A new form of terror
On 7 January, two masked gunmen stormed the offices of satirical weekly newspaper Charlie Hebdo during an editorial meeting (11:30 am), killing 12 people. The paper is well known for its publication of the prophet Muhammad caricatures. In just a few minutes the assailants shot a maintenance worker, a police officer assigned as a bodyguard for the paper’s editor, seven journalists and caricaturists, a guest at the editorial meeting and a national police officer. Armed with AK-47 assault rifles, a shotgun and an RPG launcher, the gunmen managed to escape by car and killed a wounded police officer lying on the pavement. The Kouachi brothers, who carried out the attack, escaped towards the Val de Marne, in the North-East of Paris. Taking a printing house, they resisted a siege by the police for hours in the afternoon of 9 January.
On 8 January, Amedy Coulibaly shot and killed a municipal police officer in Montrouge, south of Paris. The next day Coulibaly seized a kosher grocery store in Porte de Vincennes, a very quiet area in North Paris. Two people were shot as the gunman entered the store and two others during the three-hour hostage crisis. The police launched an assault against the assailant at the end of the afternoon at approximately the same time as the assault carried out against the Kouachi brothers.

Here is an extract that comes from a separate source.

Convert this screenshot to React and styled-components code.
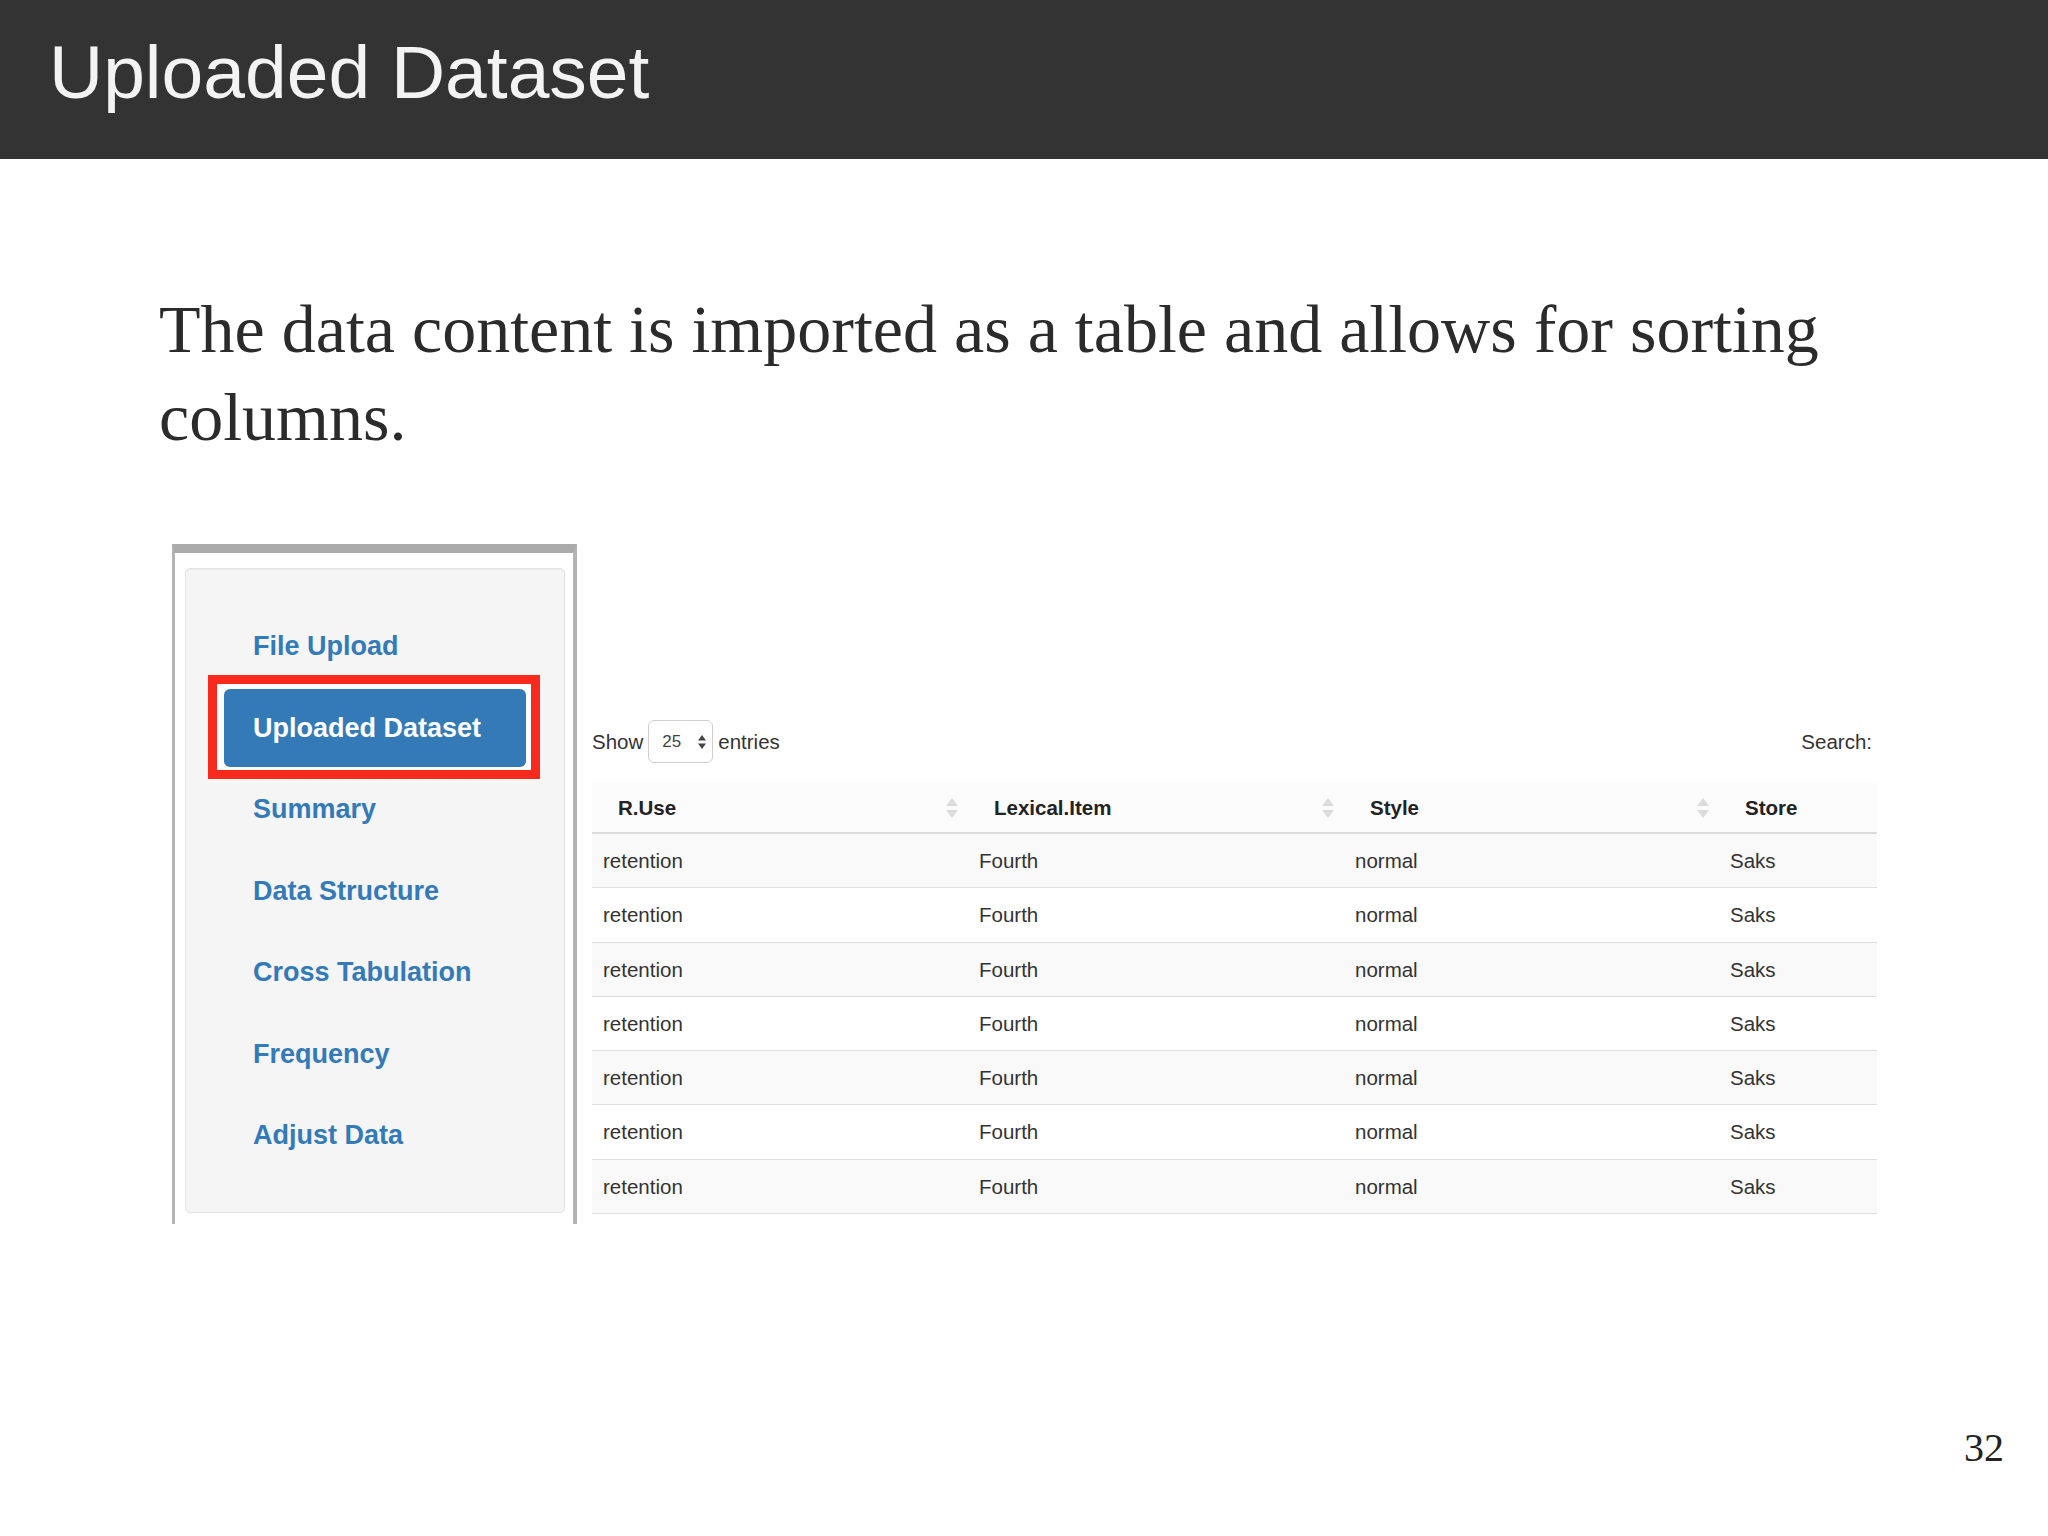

The attacks have not been officially claimed by any terror organisation, suggesting the emergence a new form of terrorism that opens opportunities to individuals who are willing to die for a cause with no need to officially belong to a local or global movement. This operating mode is reminiscent of the 15 December Sydney hostage crisis, which involved a single individual who claimed he had links with the Islamic State. As Australian authorities fear copycat attacks, it seems legitimate for France to worry as well in a context where the range of possible threats is widening.

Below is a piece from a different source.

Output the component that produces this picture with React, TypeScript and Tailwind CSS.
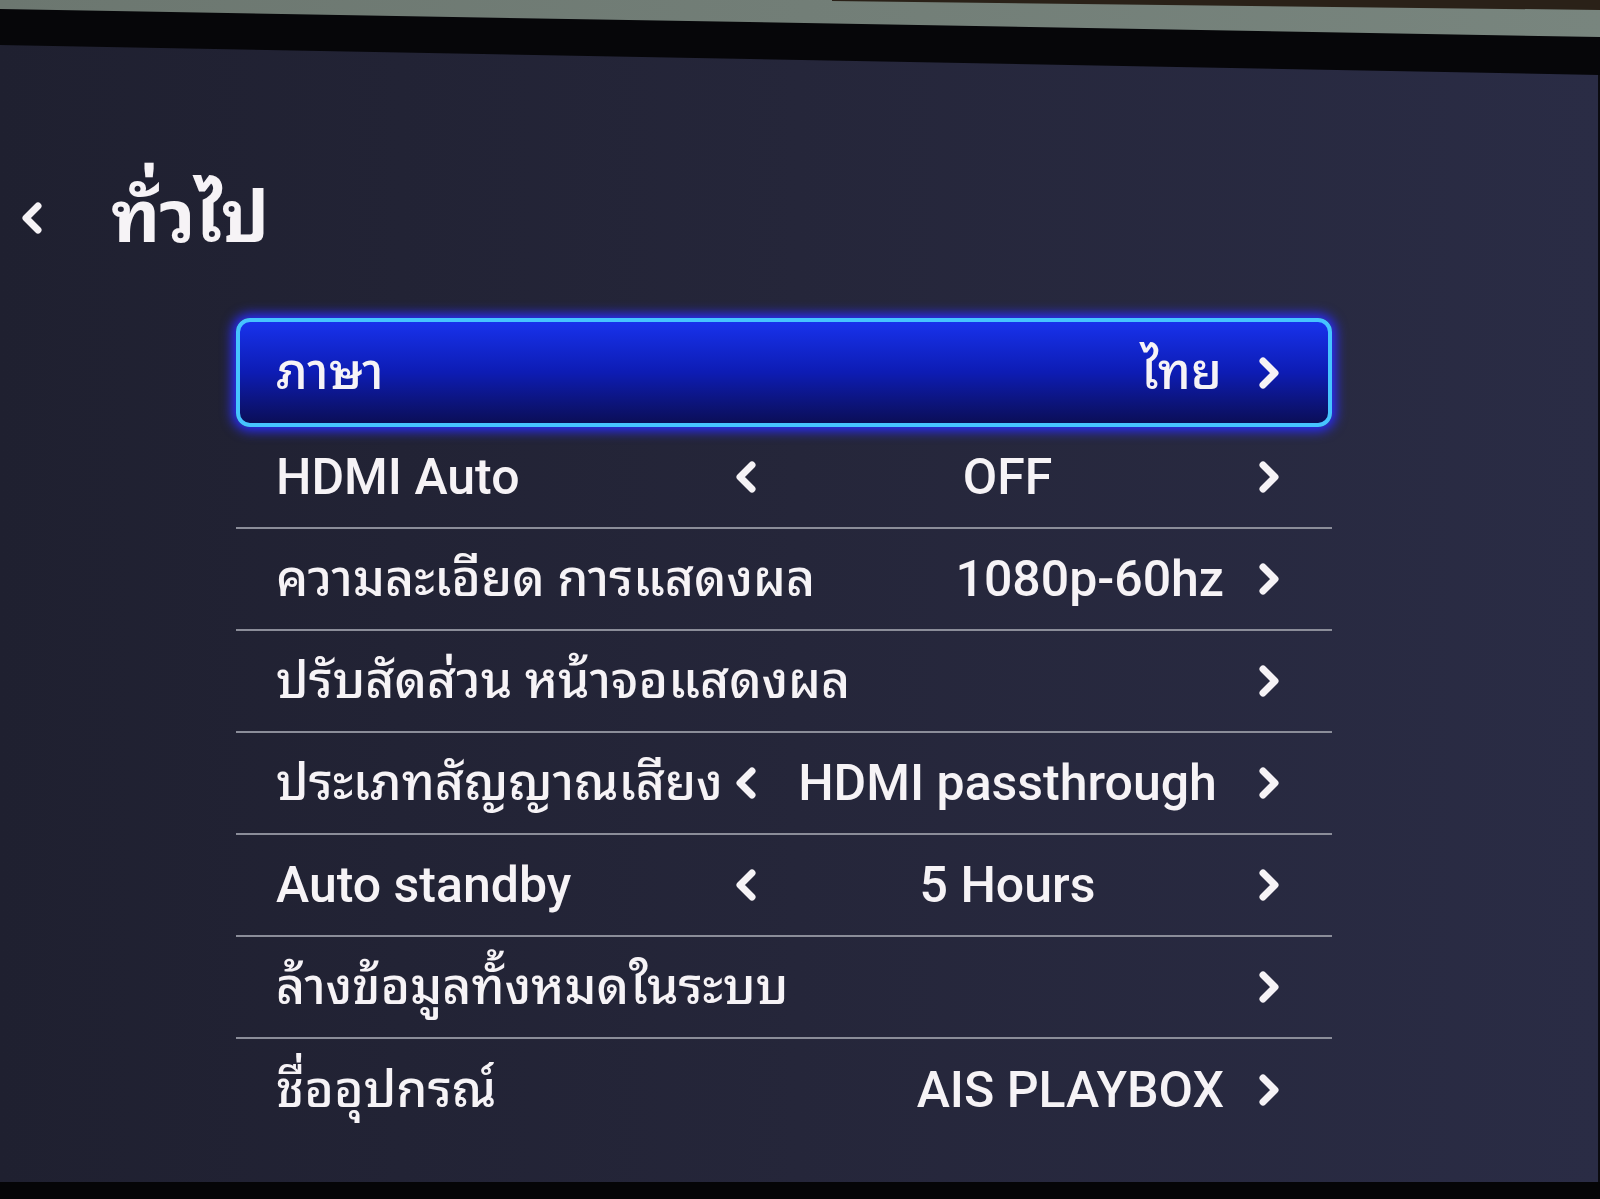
import React from "react";

type Row = {
  label: string;
  value?: string;
  kind: "nav" | "select";
};

const rows: Row[] = [
  { label: "HDMI Auto", value: "OFF", kind: "select" },
  { label: "ความละเอียด การแสดงผล", value: "1080p-60hz", kind: "nav" },
  { label: "ปรับสัดส่วน หน้าจอแสดงผล", kind: "nav" },
  { label: "ประเภทสัญญาณเสียง", value: "HDMI passthrough", kind: "select" },
  { label: "Auto standby", value: "5 Hours", kind: "select" },
  { label: "ล้างข้อมูลทั้งหมดในระบบ", kind: "nav" },
  { label: "ชื่ออุปกรณ์", value: "AIS PLAYBOX", kind: "nav" },
];

const font =
  "font-['Roboto','Noto_Sans_Thai_Looped','Loma','Garuda','Waree','Noto_Sans_Thai',sans-serif]";

// chunky rounded chevron used on every row
function Chevron({ dir = "right", className = "" }: { dir?: "left" | "right"; className?: string }) {
  return (
    <svg
      viewBox="0 0 22 34"
      className={className}
      fill="none"
      stroke="currentColor"
      strokeWidth={7}
      strokeLinecap="round"
      strokeLinejoin="round"
    >
      <polyline points={dir === "right" ? "5,5 17,17 5,29" : "17,5 5,17 17,29"} />
    </svg>
  );
}

function MenuRow({ row }: { row: Row }) {
  if (row.kind === "select") {
    return (
      <div className="flex h-[102px] items-center border-b-2 border-[#8b8d99] pl-[40px] pr-[52px] text-[50px] font-medium">
        <span className="w-[459px] shrink-0 whitespace-nowrap">{row.label}</span>
        <Chevron dir="left" className="h-[34px] w-[22px] shrink-0" />
        <span className="flex-1 text-center whitespace-nowrap">{row.value}</span>
        <Chevron className="h-[34px] w-[22px] shrink-0" />
      </div>
    );
  }
  return (
    <div className="flex h-[102px] items-center border-b-2 border-[#8b8d99] pl-[40px] pr-[52px] text-[50px] font-medium last:border-b-0">
      <span className="whitespace-nowrap">{row.label}</span>
      <span className="flex-1" />
      {row.value && <span className="mr-[34px] whitespace-nowrap">{row.value}</span>}
      <Chevron className="h-[34px] w-[22px] shrink-0" />
    </div>
  );
}

export default function App() {
  return (
    <div className={`relative flex h-[1199px] w-full flex-col overflow-hidden bg-black text-[#f6f3f6] ${font}`}>
      {/* screen */}
      <div className="flex-1 border-r-2 border-[#0b0b10] bg-gradient-to-r from-[#1f2030] via-[#25263a] to-[#2a2c45]">
        <div className="mt-[180px] flex h-[75px] items-center">
          <Chevron dir="left" className="ml-[21px] h-[36px] w-[22px]" />
          <h1 className="ml-[68px] text-[72px] font-bold leading-none">ทั่วไป</h1>
        </div>

        <div className="ml-[236px] mt-[63px] w-[1096px]">
          <div className="flex h-[109px] items-center rounded-[14px] border-4 border-[#46c4ff] bg-gradient-to-b from-[#1832ec] via-[#0d1cb4] to-[#0a0e58] pl-[36px] pr-[48px] text-[50px] font-medium shadow-[0_0_12px_4px_#2a2cff]">
            <span>ภาษา</span>
            <span className="flex-1" />
            <span className="mr-[36px]">ไทย</span>
            <Chevron className="h-[34px] w-[22px]" />
          </div>
          {rows.map((r) => (
            <MenuRow key={r.label} row={r} />
          ))}
        </div>
      </div>
      <div className="h-[17px] bg-[#050507]" />

      {/* bezel and wall along the top edge */}
      <div className="pointer-events-none absolute inset-x-0 top-0 h-[80px]">
        <div className="absolute inset-0 bg-[#060609] [clip-path:polygon(0_0,100%_0,100%_75px,0_45px)]" />
        <div className="absolute inset-0 bg-gradient-to-r from-[#6c7770] to-[#78857e] [clip-path:polygon(0_0,100%_0,100%_37px,0_9px)]" />
        <div className="absolute inset-0 bg-[#2a2118] [clip-path:polygon(52%_0,100%_0,100%_10px,52%_1px)]" />
      </div>
    </div>
  );
}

Blurry motives and difficult responses
What happened last week has been described as France’s 9/11, suggesting that the country has reached a critical turning point that will usher in a new era of war against its evil enemy. Nonetheless, the so-called ‘enemy’ seems hardly definable or reachable. Indeed, shedding light on the motives of the attack is difficult if not impossible. Recordings of conversations between Coulibaly and his Jewish hostages emerged in the media after the store’s telephone was left off the hook. They show a confused assailant who justifies his action by referring to France’s foreign policy, highlighting the fact that Muslims are being killed all around the world. He gives the examples of Mali and Syria, where France is part of the coalition against the Islamic State. In a video that emerged on 11 January, two days after his death, Coulibaly is seen pledging allegiance to Abu Bakr Al-Baghdadi, self-proclaimed chief of the caliphate, in very poor Arabic.
As the motives of the attacks are blurry, finding long-term coherent responses is extremely difficult. Implementing surveillance policies is one thing but it does not help with tackling the other issue of radicalisation. In this regard, French statutory law has recently been adapted to the jihadist threat with an anti-terrorist bill passed in November 2014. On the one hand it allows authorities to confiscate passports and IDs of volunteers for jihad willing to leave for Syria and Iraq. On the other, it also creates a new kind of criminal offence: ‘individual terrorist enterprise’, which targets self-radicalized terrorists-to-be.
The Paris killings will also feed in to political discourses that are likely to gradually undermine national unity. On 11 January, about 4 million people marched through the streets of Paris and other French cities under the banner of democracy and freedom against terror and ‘barbarity’. Rather than presaging a new political path, the support showed in unity rallies throughout France will only be transient. It goes without saying that ‘islamophobia’ is on the rise as mosques are now being targeted all across France. An aggravated context of discrimination won’t solve the problem but rather anchor some of its causes. Nevertheless, the security question and the fight against an internal enemy may shape French politics for a long time to come.
Jewish emigration to Israel
The reasons that brought the terrorists to Charlie Hebdo are clear: killing journalists and their subversive ideas. They also shot police officers for what they epitomise: the idea of order and law enforcement. By contrast, the last main assault at the Hypercacher of Porte de Vincennes was aimed at killing Jews. Indeed, the Jewish community appears as a constant in the terrorist equation. Only two years after the Toulouse killings at the Jewish school Ozar Hatorah by a French Muslim extremist, Jews feel abandoned by authorities.
In Paris Israeli prime minister Benjamin Netanyahu paid his respects to the victims of the kosher store at the Synagogue de la Victoire but also encouraged French Jews to make ‘aliyah’: which means ascend in Hebrew. According to Israeli leaders, French Jews are meant to emigrate to Israel as hostile Europe is not their home anymore. As a matter of fact, Jewish emigration has skyrocketed these past few years, reaching the peak of 6000 French Jews last year. As controversial as it sounds, the message got through. Because anti-semitism is on the rise, interior minister Bernard Cazeneuve announced the deployment of the army to support 4700 police agents to protect Jewish places of worship and schools. The government’s stance is aimed at reassuring French Jews, as shown in prime minister Manuel Valls’ speech at the Assemblée nationale.
France’s social fabric is loosening and its political context is deeply affected by recent events. Even though the union nationale is still being proclaimed, no solutions to the heightened tensions have yet been found. Not only do the French fear an internal enemy, but in the secular country of laïcité, religious communities are being set against each other. The prospect of appeasement seems distant.
Deborah Asseraf is a postgraduate student at Sciences Po, Paris, specializing in the field of public policy, and president of Sciences Po Public Affairs Master’s society. She is interested in international relations and politics.